En la misma clave siniestra resuena en adultos y niños El pato y la muerte (2008) de Wolf Erlbuch. En él se cuenta la historia de un pato que es seguido de cerca por la muerte. Ave y muerte se hacen amigos, nadan en el estanque, se sientan en la hierba y a veces el pato hace preguntas cuya respuesta tiene miedo de oír. Como adultos, leemos el libro y nos conmovemos de esa amistad improbable que surge entre dos oponentes naturales; nos conmueve el cuidado con el que la muerte responde a las preguntas del pato y el miedo apenas entrevisto que le tiene el animal a su amiga peligrosa. Los niños, en cambio, gozan con la línea narrativa tratando de adivinar cuándo y de qué manera la muerte cumplirá con su labor de siempre y si la amistad entre ambos personajes será capaz de alterar el desenlace tradicional. Al final de la lectura, idealmente compartida, la niña preguntará buscando en la falsa autoridad de la lectora adulta: ¿la muerte existe? ¿Cómo es la muerte? ¿Cómo es morir? ¿Qué hay después de la muerte?

Y es ahí cuando el clásico ofrece toda su belleza: en las preguntas que nos hace y en nuestra imposibilidad de contestarlas, tengamos cinco años o treinta y cuatro. 

Ilustración de El pato y la muerte, de Wolf Erlbuch.

El clásico es una obra que interroga al lector sobre todo cuando la lectura ha concluido y lo confronta con asuntos que exceden la historia y el universo literario. Sucede así con El pato y la muerte, con Tengo miedo y con los libros álbum de Emily Gravett. 

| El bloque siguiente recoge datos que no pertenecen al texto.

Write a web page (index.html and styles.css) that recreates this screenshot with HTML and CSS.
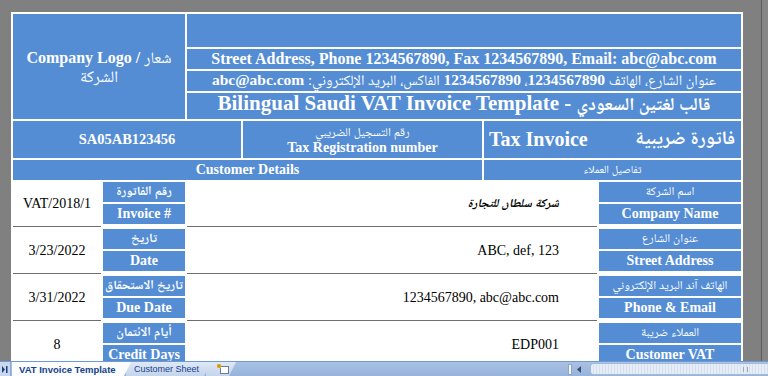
FILE: index.html
```html
<!DOCTYPE html>
<html lang="en">
<head>
    <meta charset="UTF-8">
    <meta name="viewport" content="width=device-width, initial-scale=1.0">
    <title>VAT Invoice Template</title>
    <link rel="stylesheet" href="styles.css">
</head>
<body>
    <div class="window">
        <div class="sheet">
            <!-- Header block -->
            <div class="head">
                <div class="cell logo">
                    <div>Company Logo / <span class="ar-light">شعار</span></div>
                    <div class="ar-light">الشركة</div>
                </div>
                <div class="cell"></div>
                <div class="cell addr">Street Address, Phone 1234567890, Fax 1234567890, Email: abc@abc.com</div>
                <div class="cell addr-ar"><span dir="rtl">عنوان الشارع، الهاتف <b>1234567890</b>، <b>1234567890</b> الفاكس، البريد الإلكتروني: <b>abc@abc.com</b></span></div>
                <div class="cell title"><span>Bilingual Saudi VAT Invoice Template - <span class="title-ar">قالب لغتين السعودي</span></span></div>
            </div>

            <div class="row-trn">
                <div class="cell trn-no">SA05AB123456</div>
                <div class="cell trn">
                    <div class="ar-light small">رقم التسجيل الضريبي</div>
                    <div>Tax Registration number</div>
                </div>
                <div class="cell tax-title">
                    <span>Tax Invoice</span>
                    <span class="tax-ar">فاتورة ضريبية</span>
                </div>
            </div>

            <div class="row-customer">
                <div class="cell">Customer Details</div>
                <div class="cell ar-light customer-ar">تفاصيل العملاء</div>
            </div>

            <!-- Invoice / customer rows -->
            <div class="group">
                <div class="value">VAT/2018/1</div>
                <div class="labels">
                    <div class="cell label-ar">رقم الفاتورة</div>
                    <div class="cell">Invoice #</div>
                </div>
                <div class="value wide"><span class="company-ar">شركة سلطان للتجارة</span></div>
                <div class="labels">
                    <div class="cell ar-light small">اسم الشركة</div>
                    <div class="cell">Company Name</div>
                </div>
            </div>

            <div class="group">
                <div class="value">3/23/2022</div>
                <div class="labels">
                    <div class="cell label-ar">تاريخ</div>
                    <div class="cell">Date</div>
                </div>
                <div class="value wide">ABC, def, 123</div>
                <div class="labels">
                    <div class="cell ar-light small">عنوان الشارع</div>
                    <div class="cell">Street Address</div>
                </div>
            </div>

            <div class="group">
                <div class="value">3/31/2022</div>
                <div class="labels">
                    <div class="cell label-ar">تاريخ الاستحقاق</div>
                    <div class="cell">Due Date</div>
                </div>
                <div class="value wide">1234567890, abc@abc.com</div>
                <div class="labels">
                    <div class="cell ar-light small">الهاتف آند البريد الإلكتروني</div>
                    <div class="cell">Phone &amp; Email</div>
                </div>
            </div>

            <div class="group">
                <div class="value">8</div>
                <div class="labels">
                    <div class="cell label-ar">أيام الائتمان</div>
                    <div class="cell">Credit Days</div>
                </div>
                <div class="value wide">EDP001</div>
                <div class="labels">
                    <div class="cell ar-light small">العملاء ضريبة</div>
                    <div class="cell">Customer VAT</div>
                </div>
            </div>
        </div>
    </div>

    <!-- Sheet tabs -->
    <div class="tabbar">
        <div class="nav">
            <svg width="6" height="7" viewBox="0 0 6 7"><path d="M0 0 L3 3.5 L0 7 Z" fill="#1d3f7a"/><rect x="4" y="0" width="1.5" height="7" fill="#1d3f7a"/></svg>
        </div>
        <div class="tab active">VAT Invoice Template</div>
        <div class="tab">Customer Sheet</div>
        <div class="tab add">
            <svg width="14" height="10" viewBox="0 0 14 10">
                <rect x="4.5" y="2.5" width="8" height="7" fill="#fff" stroke="#6b7f99"/>
                <rect x="1" y="0" width="4" height="4" fill="#f2c230"/>
                <path d="M3 0 V4 M1 2 H5" stroke="#c08a10" stroke-width="1"/>
            </svg>
        </div>
        <div class="spacer"></div>
        <div class="scroll">
            <div class="split"></div>
            <svg class="arrow" width="4" height="7" viewBox="0 0 4 7"><path d="M4 0 L0 3.5 L4 7 Z" fill="#3a4f6e"/></svg>
            <div class="track"><span class="grip"></span></div>
        </div>
    </div>
</body>
</html>
```

FILE: styles.css
```css
/* Page */
* {
    box-sizing: border-box;
}

body {
    margin: 0;
    width: 768px;
    height: 376px;
    overflow: hidden;
    font-family: "Liberation Serif", "Noto Naskh Arabic", "Noto Sans Arabic", "DejaVu Sans", serif;
    background: #808080;
}

.window {
    height: 361px;
    overflow: hidden;
    padding: 12px 0 0 11px;
    background: linear-gradient(to right, #808080 761px, #5c5c5c 761px, #5c5c5c 762px, #868686 762px);
}

.sheet {
    width: 732px;
    background: #fff;
    padding: 2px;
    display: flex;
    flex-direction: column;
    gap: 2px;
}

/* Blue cells */
.cell {
    background: #548dd4;
    color: #fff;
    font-weight: bold;
    font-size: 14px;
    display: flex;
    align-items: center;
    justify-content: center;
    text-align: center;
    white-space: nowrap;
}

.ar-light {
    font-weight: normal;
}

.small {
    font-size: 12px;
}

.label-ar {
    font-size: 12.5px;
}

/* Header */
.head {
    display: grid;
    grid-template-columns: 172px 554px;
    grid-template-rows: 33px 20px 20px 26px;
    gap: 2px;
}

.logo {
    grid-row: 1 / 5;
    flex-direction: column;
    font-size: 16px;
    line-height: 19px;
}

.addr {
    font-size: 16px;
}

.addr-ar {
    font-size: 14.5px;
    font-weight: normal;
}

.addr-ar b {
    font-size: 15.5px;
}

.title {
    font-size: 21px;
}

.title-ar {
    font-size: 18px;
}

.row-trn {
    display: grid;
    grid-template-columns: 228px 239px 257px;
    gap: 2px;
    height: 37px;
}

.trn-no {
    font-size: 14.5px;
}

.trn {
    flex-direction: column;
    line-height: 16px;
}

.tax-title {
    justify-content: space-between;
    padding: 0 6px 0 5px;
    font-size: 20px;
}

.tax-ar {
    font-size: 19px;
}

.row-customer {
    display: grid;
    grid-template-columns: 469px 257px;
    gap: 2px;
    height: 20px;
}

.customer-ar {
    font-size: 11px;
}

/* Data groups */
.group {
    display: grid;
    grid-template-columns: 88px 82px 410px 142px;
    column-gap: 2px;
    height: 45px;
}

.value {
    border-bottom: 1px solid #6f6f6f;
    display: flex;
    align-items: center;
    justify-content: center;
    font-size: 14px;
    color: #000;
}

.value.wide {
    justify-content: flex-end;
    padding-right: 38px;
}

.company-ar {
    font-weight: bold;
    font-style: italic;
    font-size: 12px;
}

.labels {
    display: flex;
    flex-direction: column;
    gap: 2px;
}

.labels .cell {
    height: 20px;
}

/* Tab bar */
.tabbar {
    height: 15px;
    display: flex;
    background: linear-gradient(#a9c1e3, #97b3dc);
    border-top: 1px solid #7199d3;
    font-family: "Liberation Sans", Arial, sans-serif;
    color: #15428b;
}

.nav {
    width: 11px;
    display: flex;
    align-items: center;
    justify-content: center;
    background: #c9d8ee;
    border-right: 1px solid #8faad2;
}

.tab {
    height: 14px;
    display: flex;
    align-items: center;
    padding: 0 12px 0 8px;
    font-size: 9px;
    background: linear-gradient(#dfe8f5, #c4d4ec);
    clip-path: polygon(0 0, 100% 0, calc(100% - 7px) 100%, 0 100%);
    margin-right: -5px;
}

.tab.active {
    width: 119px;
    padding-left: 7px;
    font-size: 9.5px;
    font-weight: bold;
    background: #fbfcfe;
    z-index: 2;
    margin-left: 1px;
}

.tab.add {
    width: 30px;
    padding: 0 0 0 10px;
}

.spacer {
    flex: 1;
}

.scroll {
    width: 200px;
    display: flex;
    align-items: center;
    gap: 5px;
}

.split {
    width: 4px;
    height: 11px;
    background: #f4f7fb;
    border: 1px solid #8ea7c8;
}

.arrow {
    margin-right: 4px;
}

.track {
    flex: 1;
    height: 12px;
    position: relative;
    background: repeating-linear-gradient(90deg, #e6edf7 0 2px, #d6e1ef 2px 3px);
    border: 1px solid #a4bad8;
    border-right: none;
    border-radius: 3px 0 0 3px;
}

.grip {
    position: absolute;
    left: 152px;
    top: 3px;
    width: 5px;
    height: 5px;
    border-left: 1px solid #9aa9bd;
    border-right: 1px solid #9aa9bd;
}
```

Se ha dicho que los clásicos son aquellos libros que pueden hablar de la condición humana sin importar el contexto en el que han sido escritos. Don Quijote cobra relevancia cada vez que un lector reconoce en la empresa inútil de convertirse en caballero la belleza poética que hay en establecer los propios límites e imponerse tareas que solo tienen valor para uno mismo. Sin embargo, los autores recogidos aquí nos lanzan a una nueva definición: un clásico es aquel que sobre todo, encuentra en emoción y estímulo intelectual a lectores que aún no decodifican el lenguaje escrito y a quienes ya han leído los otros clásicos.

Hay, además, un asunto donde los clásicos infantiles desbordan a los clásicos para adultos: la lectura de cualquiera de estos libros resulta más provechosa cuando es compartida con otros. Leer en conjunto las imágenes y leer en voz alta los textos, para quien no lee aún, es un descubrimiento para quienes habíamos entendido la lectura primordialmente como un acto solitario. Los clásicos infantiles nos dan a quienes los encontramos en la adultez un último regalo: encontrar compañeros de lectura en quienes todavía no leen como nosotros.

*Navas es profesora de Kinder y escritora. En 2019 publicará tres libros para niños y jóvenes: Mujeres de la Independencia (Planeta Junior), Camino del hielo (Planetalector), y una adaptación de Doctor Jekyll y Mister Hyde.